___ MATERIAL FOR THE TASK

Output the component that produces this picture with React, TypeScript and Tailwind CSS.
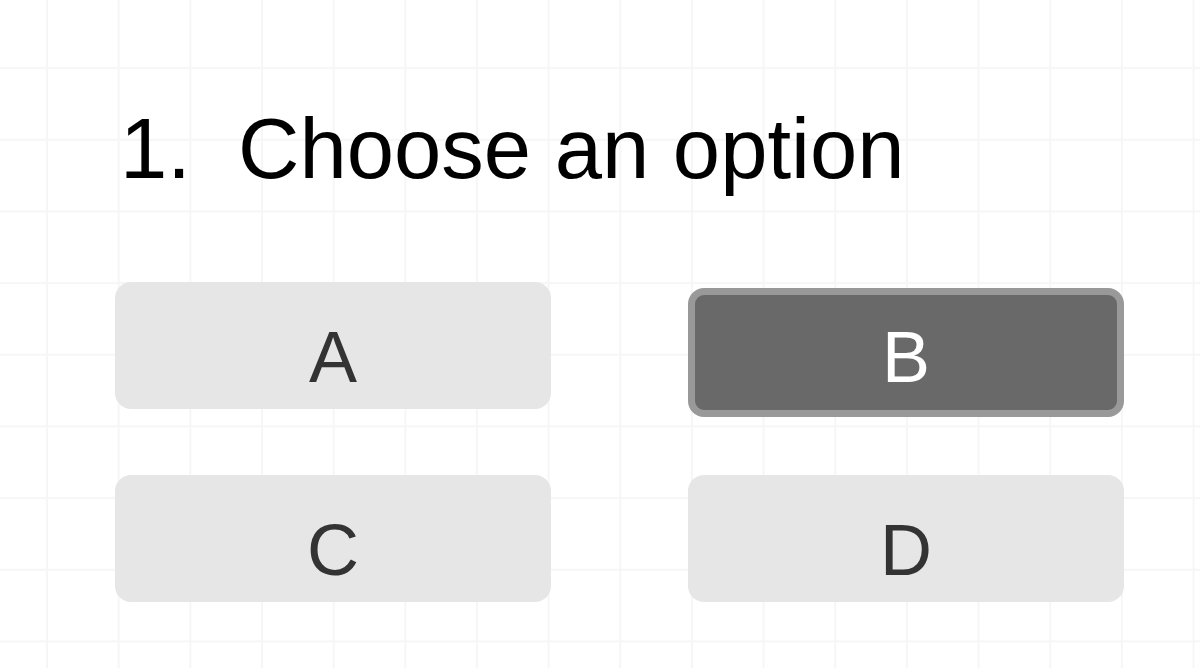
import React from "react";

type Option = {
  label: string;
  selected?: boolean;
};

const options: Option[] = [
  { label: "A" },
  { label: "B", selected: true },
  { label: "C" },
  { label: "D" },
];

const OptionButton: React.FC<Option> = ({ label, selected }) => {
  if (selected) {
    return (
      <button className="h-[129px] w-full translate-y-[6px] rounded-[16px] border-[7px] border-[#999999] bg-[#696969] pt-[8px] text-[72px] leading-none text-white">
        {label}
      </button>
    );
  }
  return (
    <button className="h-[127px] w-full self-start rounded-[16px] bg-[#e6e6e6] pt-[22px] text-[72px] leading-none text-[#333333]">
      {label}
    </button>
  );
};

const App: React.FC = () => {
  return (
    <div className="h-[668px] w-[1200px] overflow-hidden bg-white bg-[linear-gradient(to_right,#f6f6f6_2px,transparent_2px),linear-gradient(to_bottom,#f6f6f6_2px,transparent_2px)] bg-[size:71.67px_71.67px] bg-[position:46px_-4.5px] font-['Liberation_Sans',Arial,sans-serif]">
      <div className="flex flex-col pl-[115px] pt-[106px]">
        <h1 className="whitespace-pre pl-[5px] text-[85px] leading-none text-black">
          {"1.  Choose an option"}
        </h1>
        <div className="mt-[91px] grid w-[1009px] grid-cols-2 gap-x-[137px] gap-y-[64px]">
          {options.map((o) => (
            <OptionButton key={o.label} {...o} />
          ))}
        </div>
      </div>
    </div>
  );
};

export default App;
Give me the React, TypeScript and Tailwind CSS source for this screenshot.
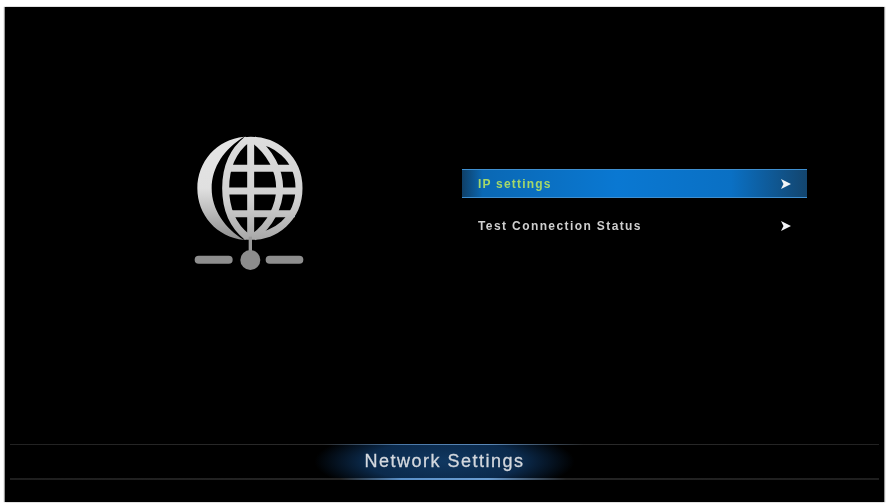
function GlobeIcon() {
  return (
    <svg viewBox="0 0 480 480" className="h-[160px] w-[160px] blur-[0.7px]">
      <defs>
        <linearGradient id="globeFill" gradientUnits="userSpaceOnUse" x1="0" y1="50" x2="0" y2="400">
          <stop offset="0" stopColor="#dedede" />
          <stop offset="0.55" stopColor="#d0d0d0" />
          <stop offset="1" stopColor="#9a9a9a" />
        </linearGradient>
        <linearGradient id="crescentFill" gradientUnits="userSpaceOnUse" x1="0" y1="50" x2="0" y2="360">
          <stop offset="0" stopColor="#e4e4e4" />
          <stop offset="0.5" stopColor="#e0e0e0" />
          <stop offset="1" stopColor="#8f8f8f" />
        </linearGradient>
      </defs>
      {/* left crescent */}
      <path
        d="M222 50 C140 58 82 125 82 205 C82 285 140 352 222 360 C165 325 125 270 125 205 C125 140 165 85 222 50 Z"
        fill="url(#crescentFill)"
      />
      <g fill="none" stroke="url(#globeFill)" strokeWidth="21">
        {/* outer edge, right side */}
        <path d="M222 62 C320 52 387 120 387 205 C387 290 320 358 222 348" />
        {/* left and right meridians */}
        <path d="M232 58 C185 95 167 150 167 205 C167 260 185 315 232 352" />
        <path d="M250 58 C300 95 329 150 329 205 C329 260 300 315 250 352" />
        <path d="M242 55 L242 352" />
        <path d="M175 145 L378 145" />
        <path d="M167 213 L389 213" />
        <path d="M178 281 L375 281" />
      </g>
      {/* network node */}
      <path d="M236 350 L246 350 L246 400 L236 400 Z" fill="#9a9a9a" />
      <rect x="74" y="407" width="114" height="24" rx="12" fill="#8e8e8e" />
      <rect x="287" y="407" width="113" height="24" rx="12" fill="#8e8e8e" />
      <circle cx="241" cy="420" r="30" fill="#8c8c8c" />
    </svg>
  );
}

function Arrow() {
  return (
    <svg viewBox="0 0 12 12" className="h-3 w-3 blur-[0.4px]">
      <path d="M1 1 L11 6 L1 11 L3.5 6 Z" fill="#f2f4f6" />
    </svg>
  );
}

export default function App() {
  return (
    <div className="h-[504px] w-full overflow-hidden bg-white pb-[2px] pl-[5px] pr-[3px] pt-[7px] font-['Liberation_Sans',sans-serif]">
      <div className="flex h-full flex-col bg-black shadow-[-1px_0_1px_#999,1px_0_1px_#999]">
        <div className="flex h-[437px] items-start">
          <div className="ml-[165px] mt-[113px]">
            <GlobeIcon />
          </div>
          <div className="ml-[132px] mt-[162px] w-[345px]">
            <div className="flex h-[29px] items-center justify-between border-y border-[#3f8fd0] bg-[linear-gradient(90deg,#0f3f66_0%,#0a68b4_6%,#0a78d2_45%,#0a70c4_78%,#13456e_100%)] pl-[16px] pr-[15px]">
              <span className="text-[12px] font-bold tracking-[1.2px] text-[#a4d86a] blur-[0.5px]">IP settings</span>
              <Arrow />
            </div>
            <div className="mt-[13px] flex h-[29px] items-center justify-between pl-[16px] pr-[15px]">
              <span className="text-[12px] font-bold tracking-[1.4px] text-[#cfcfcf] blur-[0.5px]">
                Test Connection Status
              </span>
              <Arrow />
            </div>
          </div>
        </div>
        <div className="mx-[5px] flex h-[36px] flex-col">
          <div className="h-px bg-[linear-gradient(90deg,#222_0%,#2a2a2a_36%,#4a78a8_45%,#5a88b8_55%,#2a2a2a_66%,#222_100%)]" />
          <div className="flex flex-1 items-center justify-center bg-[radial-gradient(ellipse_130px_34px_at_center,#103760_0%,#0b2a4c_60%,#000000_100%)]">
            <span className="text-[18px] tracking-[1.5px] text-[#d4d8de] blur-[0.4px] [-webkit-text-stroke:0.3px_#d4d8de]">
              Network Settings
            </span>
          </div>
          <div className="h-[2px] bg-[linear-gradient(90deg,#1e1e1e_0%,#242424_38%,#5a90c8_45%,#6a9cd0_55%,#242424_64%,#1e1e1e_100%)]" />
        </div>
      </div>
    </div>
  );
}
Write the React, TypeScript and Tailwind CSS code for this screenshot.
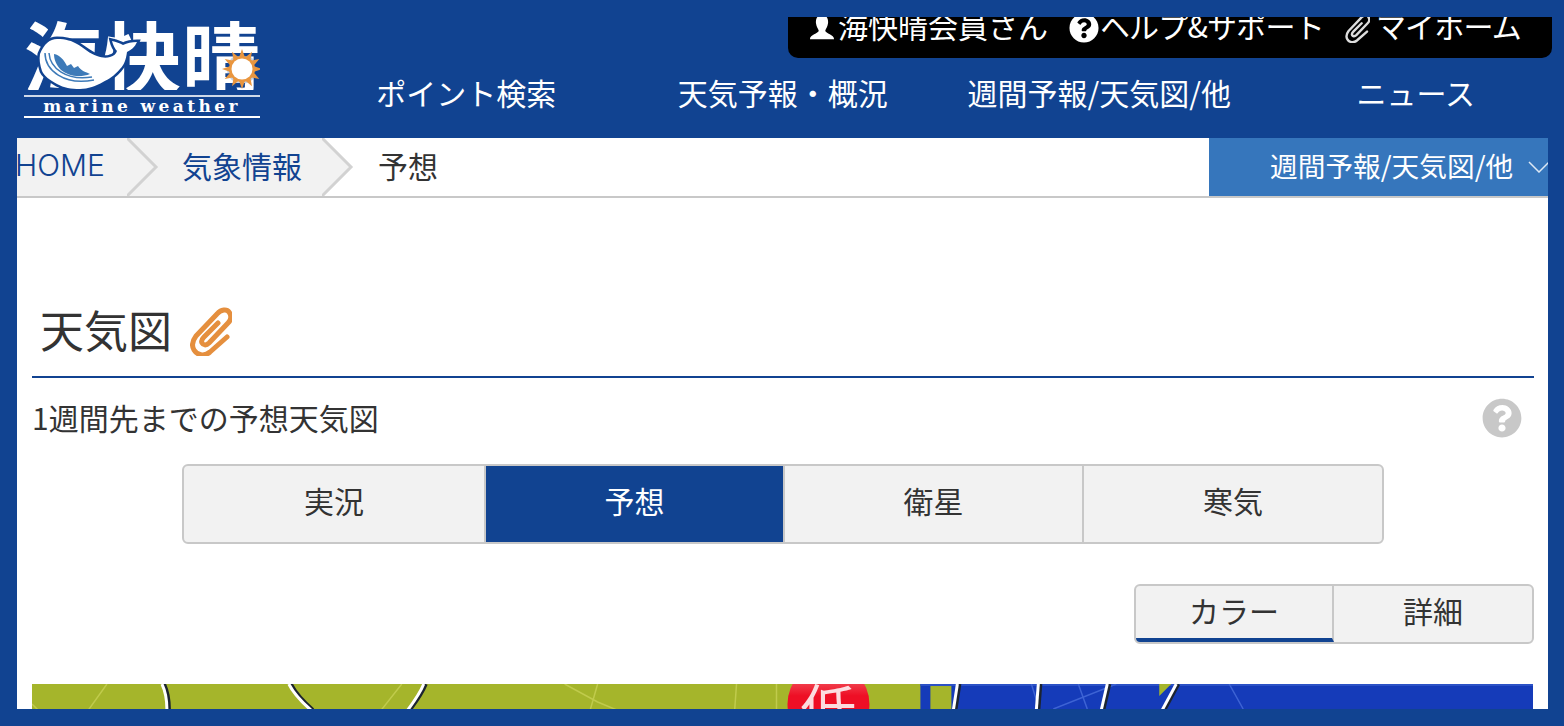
import { FaQuestionCircle } from 'react-icons/fa'

const jp = { fontFamily: '"Noto Sans CJK JP", "Noto Sans", sans-serif' }

const sunRays = Array.from({ length: 12 }, (_, i) => i * 30)

function Clip({ className, color, width = 4 }: { className: string; color: string; width?: number }) {
  return (
    <svg viewBox="0 0 42 50" className={className} fill="none" stroke={color} strokeWidth={width} strokeLinecap="round" strokeLinejoin="round">
      <path d="M37 31 L20 46 C14 51 7 49 4 44 C1 39 3 34 6 30 L27 8 C31 3 37 3 39 6 C42 10 41 14 38 17 L19 37 C16 40 13 39 12 37 C11 35 12 33 14 31 L28 17" />
    </svg>
  )
}

function Logo() {
  return (
    <div className="relative w-[236px] h-[100px] overflow-hidden text-white">
      <div className="flex h-[72px] overflow-hidden text-[78px] leading-[72px] font-bold tracking-[1px] whitespace-nowrap">海快晴</div>
      {/* whale + sun */}
      <svg viewBox="0 0 236 72" className="absolute left-0 top-0 w-[236px] h-[72px]">
        <path d="M16 36 C20 26 26 21 33 21 C42 21 48 23 53 26 C60 30 66 36 73 38 C78 40 83 40 86 39 C90 38 92 36 93 33 C91 31 89 27 88 23 C92 24 96 25 99 27 C103 25 108 24 113 24 C111 29 107 32 103 34 C102 42 100 47 96 51 C90 58 85 61 79 64 C72 68 64 71 56 71 C47 71 40 70 33 66 C26 62 20 58 18 53 C16 47 15 41 16 36 Z" fill="#fff" stroke="#114391" strokeWidth="5" paintOrder="stroke" />
        <path d="M30 36 C36 37 40 42 43 48 L47 46 L50 50 L54 48 C57 53 62 54 66 56 C56 60 44 58 37 52 C32 47 30 41 30 36 Z" fill="#3d7ab8" />
        <g fill="none" stroke="#3d7ab8" strokeWidth="1.5">
          <path d="M21 35 C21 52 40 68 70 62" />
          <path d="M25 35 C26 50 42 63 68 59" />
        </g>
        <circle cx="218" cy="51" r="15" fill="#114391" opacity="0.25" />
        <g fill="#e9963f">
          {sunRays.map((a) => (
            <path key={a} d="M214.5 41 L218 31 L221.5 41 Z" transform={`rotate(${a} 218 51)`} />
          ))}
        </g>
        <circle cx="218" cy="51" r="13" fill="#e9963f" />
        <circle cx="218" cy="51" r="10.5" fill="#fff" />
      </svg>
      <div className="absolute left-0 right-0 top-[77px] h-[2px] bg-white opacity-80" />
      <div className="absolute left-0 right-0 top-[78px] h-[20px] flex items-center justify-center text-[17px] leading-[20px] font-bold tracking-[3.4px] whitespace-nowrap" style={{ fontFamily: '"DejaVu Serif", serif' }}>
        marine weather
      </div>
      <div className="absolute left-0 right-0 bottom-0 h-[2px] bg-white" />
    </div>
  )
}

function Crumb({ label, width, fill, latin }: { label: string; width: string; fill: string; latin?: boolean }) {
  return (
    <div className={`relative h-[58px] flex items-center pb-[5px] ${width}`}>
      <span className="text-[#114391]" style={latin ? { fontFamily: 'Inter, sans-serif', fontWeight: 300 } : undefined}>
        {label}
      </span>
      <svg viewBox="0 0 32 58" className="absolute left-full top-0 w-[32px] h-[58px]">
        <path d="M0 0 L29 29 L0 58 Z" fill={fill} />
        <path d="M0 0 L29 29 L0 58" fill="none" stroke="#d2d2d2" strokeWidth="3" />
      </svg>
    </div>
  )
}

function WeatherMap() {
  return (
    <div className="h-[25px] mt-[40px] mx-[15px] overflow-hidden">
      <svg viewBox="0 0 1502 25" className="block w-full h-[25px]">
        <rect x="0" y="0" width="1502" height="25" fill="#a5b52b" />
        <path d="M0 20 L8 28 M75 0 L55 28 M370 0 L348 28 M533 0 L566 18 L590 28 M566 0 L558 28 M705 0 L703 28 M745 0 V28" stroke="#c0cb4c" strokeWidth="1.5" fill="none" />
        <rect x="889" y="0" width="613" height="25" fill="#153bb9" />
        <rect x="899" y="2" width="21" height="23" fill="#a5b52b" />
        <rect x="889" y="0" width="613" height="2" fill="#2c52c6" />
        <path d="M1000 0 L1008 25 M1022 25 L1085 0 M1198 0 L1212 25 M1047 0 L1056 25" stroke="#3d63d4" strokeWidth="1.5" fill="none" />
        <path d="M1140 0 L1128 12 V0 Z" fill="#a5b52b" />
        {[
          'M130 0 C134 8 135 16 135 26',
          'M257 0 C262 10 270 18 279 26',
          'M392 0 C388 10 382 18 376 26',
          'M926 0 L922 26',
          'M1007 0 L1005 26',
          'M1076 0 L1070 26',
          'M1145 0 L1131 26',
        ].map((d) => (
          <g key={d} fill="none">
            <path d={d} stroke="#1c2430" strokeWidth="4" transform="translate(2 0)" />
            <path d={d} stroke="#fff" strokeWidth="3" />
          </g>
        ))}
        <defs>
          <linearGradient id="low" x1="0" y1="0" x2="0" y2="1">
            <stop offset="0" stopColor="#f58a8a" />
            <stop offset="0.4" stopColor="#ee0f25" />
          </linearGradient>
        </defs>
        <circle cx="797" cy="20" r="41" fill="url(#low)" />
        <text x="797" y="47" textAnchor="middle" fontSize="56" fill="#fff" opacity="0.85" style={jp}>
          低
        </text>
      </svg>
    </div>
  )
}

export default function App() {
  return (
    <div className="h-[726px] w-[1564px] overflow-hidden bg-[#114391] text-[30px] leading-[40px] text-[#333]" style={jp}>
      <header className="h-[138px] flex text-white">
        <div className="w-[308px] shrink-0 pl-[24px] pt-[18px]">
          <Logo />
        </div>
        <div className="flex-1 relative">
          <div className="ml-[480px] mr-[22px] mt-[17px] h-[41px] bg-black rounded-b-[10px] overflow-hidden flex justify-end gap-[21px] pr-[31px] whitespace-nowrap">
            <div className="flex items-center -mt-[12px] h-[40px]">
              <svg viewBox="0 0 28 28" className="w-[26px] h-[26px] mr-[3px] translate-y-[3px]" fill="#fff">
                <path d="M14 0 C19 0 21 4 20.5 9 C20 13 18 15 17.5 17 C18 20 27 21 27 26 H1 C1 21 10 20 10.5 17 C10 15 8 13 7.5 9 C7 4 9 0 14 0 Z" />
              </svg>
              海快晴会員さん
            </div>
            <div className="flex items-center -mt-[12px] h-[40px] tracking-[-0.8px]">
              <FaQuestionCircle className="w-[30px] h-[30px] mr-[1px] translate-y-[3px]" />
              ヘルプ&サポート
            </div>
            <div className="flex items-center -mt-[12px] h-[40px] tracking-[-0.8px]">
              <Clip className="w-[25px] h-[30px] mr-[6px] translate-y-[3px]" color="#ddd" width={4} />
              マイホーム
            </div>
          </div>
          <nav className="grid grid-cols-[316.5px_316.5px_316.5px_316.5px] mt-[14px] text-center whitespace-nowrap">
            <a>ポイント検索</a>
            <a>天気予報・概況</a>
            <a>週間予報/天気図/他</a>
            <a>ニュース</a>
          </nav>
        </div>
      </header>

      <main className="mx-[17px] w-[1531px] h-[571px] bg-white overflow-hidden">
        <div className="h-[60px] flex border-b-2 border-[#c8c8c8]">
          <div className="flex flex-1 bg-white overflow-hidden">
            <div className="flex bg-[#f2f2f2] w-[306px] h-[58px]">
              <Crumb label="HOME" width="w-[112px] -ml-[2px]" fill="#f2f2f2" latin />
              <Crumb label="気象情報" width="w-[195px] pl-[55px]" fill="#f2f2f2" />
            </div>
            <div className="h-[58px] flex items-center pb-[5px] pl-[55px]">予想</div>
          </div>
          <div className="w-[339px] h-[58px] bg-[#3676bc] text-white text-[27.7px] flex items-center pb-[5px] pl-[61px] overflow-hidden whitespace-nowrap">
            週間予報/天気図/他
            <svg viewBox="0 0 22 12" className="w-[22px] h-[12px] ml-[15px] mt-[5px] shrink-0" fill="none" stroke="#dce8f5" strokeWidth="1.5">
              <path d="M1 1 L11 11 L21 1" />
            </svg>
          </div>
        </div>

        <div className="mx-[15px] mr-[14px] mt-[100px] h-[80px] border-b-2 border-[#114391] pl-[8px] pt-[5px] flex items-start">
          <h1 className="text-[44px] leading-[52px] font-normal">天気図</h1>
          <Clip className="w-[42px] h-[50px] ml-[18px] mt-[3px]" color="#e58f3e" width={5} />
        </div>

        <div className="mx-[15px] mr-[26px] mt-[18px] h-[44px] flex items-center justify-between">
          <p className="-mt-[2px]">1週間先までの予想天気図</p>
          <FaQuestionCircle className="w-[40px] h-[40px] text-[#c8c8c8]" />
        </div>

        <div className="ml-[165px] mt-[24px] w-[1202px] h-[80px] flex border-2 border-[#c8c8c8] rounded-[6px] overflow-hidden bg-[#f2f2f2] text-center">
          <div className="w-[302px] leading-[68px] border-r-2 border-[#c8c8c8]">実況</div>
          <div className="w-[299px] leading-[68px] border-r-2 border-[#c8c8c8] bg-[#114391] text-white">予想</div>
          <div className="w-[299px] leading-[68px] border-r-2 border-[#c8c8c8]">衛星</div>
          <div className="flex-1 leading-[68px]">寒気</div>
        </div>

        <div className="flex justify-end mr-[14px] mt-[40px]">
          <div className="w-[400px] h-[60px] flex border-2 border-[#c8c8c8] rounded-[6px] overflow-hidden bg-[#f2f2f2] text-center">
            <div className="w-[198px] h-[56px] border-r-2 border-[#c8c8c8] border-b-4 border-b-[#114391] leading-[48px]">カラー</div>
            <div className="flex-1 leading-[48px]">詳細</div>
          </div>
        </div>

        <WeatherMap />
      </main>
    </div>
  )
}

______

● PROBLEM DESCRIPTION
Repeat the lines of the listing above verbatim, beginning at its first line and ending at the line containing "export default App;", which is included. Omit pictures.

● RESULT OF THE EXERCISE
Output the component that produces this picture with React, TypeScript and Tailwind CSS.
import React from "react";

type Option = {
  label: string;
  selected?: boolean;
};

const options: Option[] = [
  { label: "A" },
  { label: "B", selected: true },
  { label: "C" },
  { label: "D" },
];

const OptionButton: React.FC<Option> = ({ label, selected }) => {
  if (selected) {
    return (
      <button className="h-[129px] w-full translate-y-[6px] rounded-[16px] border-[7px] border-[#999999] bg-[#696969] pt-[8px] text-[72px] leading-none text-white">
        {label}
      </button>
    );
  }
  return (
    <button className="h-[127px] w-full self-start rounded-[16px] bg-[#e6e6e6] pt-[22px] text-[72px] leading-none text-[#333333]">
      {label}
    </button>
  );
};

const App: React.FC = () => {
  return (
    <div className="h-[668px] w-[1200px] overflow-hidden bg-white bg-[linear-gradient(to_right,#f6f6f6_2px,transparent_2px),linear-gradient(to_bottom,#f6f6f6_2px,transparent_2px)] bg-[size:71.67px_71.67px] bg-[position:46px_-4.5px] font-['Liberation_Sans',Arial,sans-serif]">
      <div className="flex flex-col pl-[115px] pt-[106px]">
        <h1 className="whitespace-pre pl-[5px] text-[85px] leading-none text-black">
          {"1.  Choose an option"}
        </h1>
        <div className="mt-[91px] grid w-[1009px] grid-cols-2 gap-x-[137px] gap-y-[64px]">
          {options.map((o) => (
            <OptionButton key={o.label} {...o} />
          ))}
        </div>
      </div>
    </div>
  );
};

export default App;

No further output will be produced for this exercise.